THE Down Community Health Committee has hit out at “the depressingly poor emergency ambulance response times in Newry, Mourne and Down”. The group issued a statement containing this criticism after it received a response to a freedom of information request on times it had submitted to the Northern Ireland Ambulance Service (NIAS).

‘Whilst the regional mean response time to a Category 1 call – the most serious classification of calls to NIAS – is 11 minutes and three seconds, that for Newry, Mourne and Down is 16 minutes and three seconds,’ it read. ‘However, further analysis reveals that that for the Downpatrick electoral area is 18 minutes, that for Slieve Croob is 17 minutes and three seconds, and that for the Mourne area is 22 minutes and 15 seconds. ‘There is also a significant difference in response times to the Category 2 (very urgent) calls.  ‘The statistics reveal that the regional response time average is 37 minutes 39 seconds, but that for Newry, Mourne and Down averages 47 minutes and 56 seconds. ‘The Downpatrick electoral area response time is 52 minutes and 32 seconds, that for Slieve Croob 54 minutes and nine seconds, and that for the Mourne area was 26 minutes and 53 seconds.’
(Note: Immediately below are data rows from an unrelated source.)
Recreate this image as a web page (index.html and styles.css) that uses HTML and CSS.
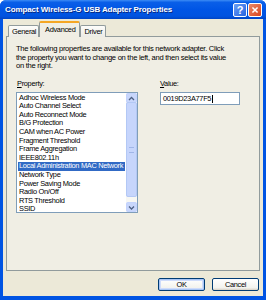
FILE: index.html
```html
<!DOCTYPE html>
<html lang="en">

<head>
	<meta charset="UTF-8">
	<title>Compact Wireless-G USB Adapter Properties</title>
	<link rel="stylesheet" href="styles.css">
</head>

<body>
	<div class="window">
		<div class="title-bar">
			<span class="title">Compact Wireless-G USB Adapter Properties</span>
			<div class="caption-buttons">
				<span class="cap-btn help">?</span>
				<span class="cap-btn close">
					<svg viewBox="0 0 14 14" width="14" height="14">
						<path d="M 4 4 L 10 10 M 10 4 L 4 10" stroke="#ffffff" stroke-width="1.8" fill="none" />
					</svg>
				</span>
			</div>
		</div>
		<div class="dialog">
			<div class="tabs">
				<span class="tab">General</span>
				<span class="tab active">Advanced</span>
				<span class="tab">Driver</span>
			</div>
			<div class="panel">
				<p class="intro">The following properties are available for this network adapter. Click<br>the property you want to change on the left, and then select its value<br>on the right.</p>
				<div class="fields">
					<div class="field">
						<label><u>P</u>roperty:</label>
						<div class="listbox">
							<ul class="items">
								<li>Adhoc Wireless Mode</li>
								<li>Auto Channel Select</li>
								<li>Auto Reconnect Mode</li>
								<li>B/G Protection</li>
								<li>CAM when AC Power</li>
								<li>Fragment Threshold</li>
								<li>Frame Aggregation</li>
								<li>IEEE802.11h</li>
								<li class="selected">Local Administration MAC Network</li>
								<li>Network Type</li>
								<li>Power Saving Mode</li>
								<li>Radio On/Off</li>
								<li>RTS Threshold</li>
								<li>SSID</li>
							</ul>
							<div class="scrollbar">
								<span class="arrow">
									<svg viewBox="0 0 9 9" width="9" height="9">
										<path d="M 2 6 L 4.5 3.5 L 7 6" stroke="#4d6185" stroke-width="1.3" fill="none" />
									</svg>
								</span>
								<span class="thumb"><span class="grip"></span></span>
								<span class="track-gap"></span>
								<span class="arrow">
									<svg viewBox="0 0 9 9" width="9" height="9">
										<path d="M 2 3.5 L 4.5 6 L 7 3.5" stroke="#4d6185" stroke-width="1.3" fill="none" />
									</svg>
								</span>
							</div>
						</div>
					</div>
					<div class="field value-field">
						<label><u>V</u>alue:</label>
						<div class="textbox">0019D23A77F5<span class="caret"></span></div>
					</div>
				</div>
			</div>
			<div class="actions">
				<button class="default">OK</button>
				<button>Cancel</button>
			</div>
		</div>
	</div>
</body>

</html>
```

FILE: styles.css
```css
:root {
	--frame: #0054e3;
	--face: #ece9d8;
	--panel: #f0eee4;
	--tab-border: #919b9c;
	--text: #000000;
	--select: #316ac5;
}

body {
	margin: 0;
	padding: 0;
	font-family: 'Liberation Sans', Arial, sans-serif;
	font-size: 7.4px;
	letter-spacing: -0.3px;
	color: var(--text);
	background: #ffffff;
}

.window {
	width: 266px;
	height: 300px;
	display: flex;
	flex-direction: column;
	background: var(--frame);
	border-radius: 6px 6px 0 0;
	overflow: hidden;
}

.title-bar {
	height: 19px;
	flex-shrink: 0;
	display: flex;
	align-items: center;
	padding: 0 4px 0 5px;
	background: linear-gradient(to bottom, #3d8cf5 0%, #0a5fe8 12%, #0055e5 50%, #0053e0 85%, #0044c4 100%);
}

.title {
	flex-grow: 1;
	color: #ffffff;
	font-weight: bold;
	font-size: 8px;
	letter-spacing: -0.1px;
	text-shadow: 1px 1px 0 #0a2a80;
	white-space: nowrap;
}

.caption-buttons {
	display: flex;
	gap: 1px;
	margin-top: 1px;
}

.cap-btn {
	width: 14px;
	height: 14px;
	box-sizing: border-box;
	border: 1px solid #ffffff;
	border-radius: 2px;
	display: flex;
	align-items: center;
	justify-content: center;
	color: #ffffff;
	font-weight: bold;
	font-size: 11px;
	letter-spacing: 0;
}

.cap-btn svg {
	display: block;
}

.help {
	background: linear-gradient(to bottom right, #6b9ff5, #2663e0);
}

.close {
	background: linear-gradient(to bottom right, #ea8a6a, #d8451f);
}

.dialog {
	flex-grow: 1;
	display: flex;
	flex-direction: column;
	margin: 0 3px 4px 3px;
	padding: 3px 3px 0 3px;
	background: var(--face);
}

.tabs {
	display: flex;
	align-items: flex-end;
	padding-left: 2px;
	height: 15px;
	position: relative;
	z-index: 1;
	margin-bottom: -1px;
}

.tab {
	height: 11px;
	line-height: 11px;
	padding: 0 3px;
	border: 1px solid var(--tab-border);
	border-bottom: none;
	border-radius: 2px 2px 0 0;
	background: linear-gradient(to bottom, #fdfdfb, #ecebe5);
	margin-right: -1px;
}

.tab:first-child {
	width: 23px;
}

.tab.active {
	height: 14px;
	line-height: 13px;
	padding: 0 4px 0 5px;
	border-top: 2px solid #f5a623;
	background: var(--panel);
	margin: 0 0 0 1px;
	position: relative;
	z-index: 2;
}

.panel {
	height: 235px;
	box-sizing: border-box;
	border: 1px solid var(--tab-border);
	background: var(--panel);
	padding: 8px 9px 0 9px;
}

.intro {
	margin: 0;
	font-size: 7.6px;
	letter-spacing: -0.28px;
	line-height: 8.7px;
	white-space: nowrap;
}

.fields {
	display: flex;
	margin-top: 9px;
}

.field {
	display: flex;
	flex-direction: column;
}

.field label {
	line-height: 8px;
	margin-bottom: 4px;
	padding-left: 1px;
}

.value-field {
	margin-left: 21px;
}

.listbox {
	width: 122px;
	height: 121px;
	box-sizing: border-box;
	border: 1px solid #7f9db9;
	background: #ffffff;
	display: flex;
}

.items {
	list-style: none;
	margin: 0;
	padding: 0.5px 1px 0 1px;
	flex-grow: 1;
}

.items li {
	line-height: 8.6px;
	height: 8.6px;
	padding-left: 1px;
	white-space: nowrap;
}

.items li.selected {
	background: var(--select);
	color: #ffffff;
}

.scrollbar {
	width: 11px;
	display: flex;
	flex-direction: column;
	background: #eef0f8;
}

.arrow {
	height: 10px;
	box-sizing: border-box;
	border: 1px solid #c3d3fd;
	border-radius: 2px;
	background: #c8d6fb;
	display: flex;
	align-items: center;
	justify-content: center;
}

.thumb {
	flex-grow: 1;
	margin-top: -1px;
	box-sizing: border-box;
	border: 1px solid #b3c8f5;
	border-radius: 2px;
	background: #c6d5fc;
	display: flex;
	align-items: center;
	justify-content: center;
}

.grip {
	width: 5px;
	height: 4px;
	border-top: 1px solid #9fb5e8;
	border-bottom: 1px solid #9fb5e8;
}

.track-gap {
	height: 5px;
	background: #f7f7f3;
}

.textbox {
	width: 80px;
	height: 13px;
	box-sizing: border-box;
	border: 1px solid #7f9db9;
	background: #ffffff;
	padding: 0 2px;
	line-height: 11px;
	margin-left: 1px;
	display: flex;
	align-items: center;
}

.caret {
	width: 1px;
	height: 8px;
	background: #000000;
	margin-left: 1px;
}

.actions {
	display: flex;
	justify-content: flex-end;
	gap: 7px;
	padding: 7px 1px 0 0;
}

button {
	width: 47px;
	height: 13px;
	padding: 0;
	font-family: inherit;
	font-size: 7.4px;
	letter-spacing: -0.3px;
	color: var(--text);
	border: 1px solid #003c74;
	border-radius: 2px;
	background: linear-gradient(to bottom, #ffffff, #f3f3ee 80%, #d6d0c5);
}

button.default {
	box-shadow: inset 0 0 0 1px #a8c5f5, inset 0 0 0 2px #cfdcfa;
}
```
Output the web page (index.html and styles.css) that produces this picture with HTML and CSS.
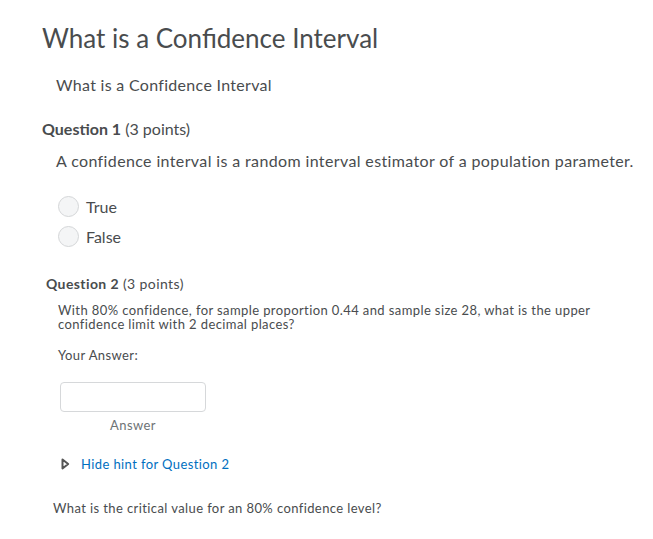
FILE: index.html
```html
<!DOCTYPE html>
<html lang="en">
<head>
    <meta charset="UTF-8">
    <title>What is a Confidence Interval</title>
    <link rel="stylesheet" href="styles.css">
</head>
<body>
    <div class="page">
        <h1 class="title">What is a Confidence Interval</h1>
        <p class="intro">What is a Confidence Interval</p>

        <!-- Question 1 -->
        <section class="question q1">
            <h2 class="q-head"><strong>Question 1</strong> (3 points)</h2>
            <p class="q-text">A confidence interval is a random interval estimator of a population parameter.</p>
            <label class="choice"><span class="radio"></span>True</label>
            <label class="choice"><span class="radio"></span>False</label>
        </section>

        <!-- Question 2 -->
        <section class="question q2">
            <h2 class="q-head"><strong>Question 2</strong> (3 points)</h2>
            <p class="q-text">With 80% confidence, for sample proportion 0.44 and sample size 28, what is the upper confidence limit with 2 decimal places?</p>
            <p class="your-answer">Your Answer:</p>
            <div class="answer-box">
                <input type="text" class="answer-input">
                <span class="answer-label">Answer</span>
            </div>
            <a class="hint-toggle" href="#">
                <svg width="9" height="12" viewBox="0 0 9 12"><path d="M1.5 1.5 L7.2 6 L1.5 10.5 Z" fill="none" stroke="#555" stroke-width="2" stroke-linejoin="round"/></svg>
                Hide hint for Question 2
            </a>
            <p class="hint">What is the critical value for an 80% confidence level?</p>
        </section>
    </div>
</body>
</html>
```

FILE: styles.css
```css
body {
    margin: 0;
    background: #fff;
    font-family: Lato, "Open Sans", sans-serif;
    color: #494c4e;
}
.page {
    padding: 22px 0 0 42px;
}
.title {
    margin: 0;
    font-size: 26px;
    font-weight: 400;
    color: #494c4e;
    line-height: 32px;
}
.intro {
    margin: 21px 0 0 14px;
    font-size: 16px;
    letter-spacing: 0.3px;
    line-height: 20px;
}
.q1 {
    margin-top: 23px;
}
.q1 .q-head {
    margin: 0;
    font-size: 16px;
    font-weight: 400;
    line-height: 22px;
}
.q-head strong {
    font-weight: 700;
}
.q1 .q-text {
    margin: 10px 0 0 14px;
    font-size: 16px;
    letter-spacing: 0.37px;
    line-height: 22px;
}
.choice {
    display: flex;
    align-items: center;
    gap: 7px;
    margin-left: 16px;
    font-size: 16px;
    height: 30px;
}
.q1 .choice:first-of-type {
    margin-top: 19px;
}
.radio {
    width: 19px;
    height: 19px;
    border-radius: 50%;
    border: 1px solid #d4d6d8;
    background: #f4f5f6;
}
.q2 {
    margin: 24px 0 0 4px;
    font-size: 13px;
    letter-spacing: 0.4px;
}
.q2 .q-head {
    margin: 0;
    font-size: 14px;
    font-weight: 400;
    line-height: 18px;
}
.q2 .q-text {
    margin: 10px 0 0 12px;
    width: 560px;
    line-height: 14px;
}
.your-answer {
    margin: 16px 0 0 12px;
    line-height: 16px;
}
.answer-box {
    display: flex;
    flex-direction: column;
    align-items: center;
    width: 146px;
    margin: 19px 0 0 14px;
}
.answer-input {
    box-sizing: border-box;
    width: 146px;
    height: 30px;
    border: 1px solid #d6d8da;
    border-radius: 4px;
    margin: 0;
}
.answer-label {
    margin-top: 5px;
    line-height: 16px;
    color: #6e7376;
}
.hint-toggle {
    display: flex;
    align-items: center;
    gap: 11px;
    margin: 23px 0 0 15px;
    line-height: 16px;
    color: #006fbf;
    text-decoration: none;
}
.hint {
    margin: 28px 0 0 7px;
    line-height: 16px;
}
```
The statement added that Down Community Health Committee ‘recognises the magnificent work done by staff at all levels within NIAS, a service that is grossly underfunded’. Speaking on the matter, committee chair Eamonn McGrady said that “the simple fact of the matter is that there is a business case that was intended to increase staffing levels within NIAS, with a particular focus on improving the standard of service in rural areas across Northern Ireland, gathering dust in Stormont”. “Whilst clearly the absence of a functioning Executive must have some impact in this regard, one would have thought that this was an issue on which there would be cross-party support, and that, therefore, a decision could be taken by the permanent secretary, on behalf of the Department of Health, enjoying cross-party and indeed, more importantly, cross-community support,” he stated. “Clearly, there are very challenging financial circumstances at Stormont at the moment, but the failure to invest the appropriate resources has direct and immediate consequences for human life and the quality of human life across our district.”

Mr McGrady added that this issue “must be addressed” and that “any further delay is totally unacceptable”. “It is a particular concern that the response times are so bad for the Downpatrick electoral area,” he concluded. “It’s hard to believe that the area including the county town should suffer again in such a way, and it is most important that steps are taken to improve these responses. “The time has come to end the discrimination against rural communities in all aspects of healthcare provision, but, in particular, to address the service quality impact on local communities.” When contacted for comment, a NIAS spokesperson said: “NIAS has previously highlighted the challenges faced in terms of ambulance response across the region, and we, again, apologise for any delays experienced by patients. “NIAS continues to engage with Department of Health in respect of the previously submitted business case, which is designed to realise the benefits of the proposed clinical response model.” The department was also contacted, but had not responded at the time of going to press.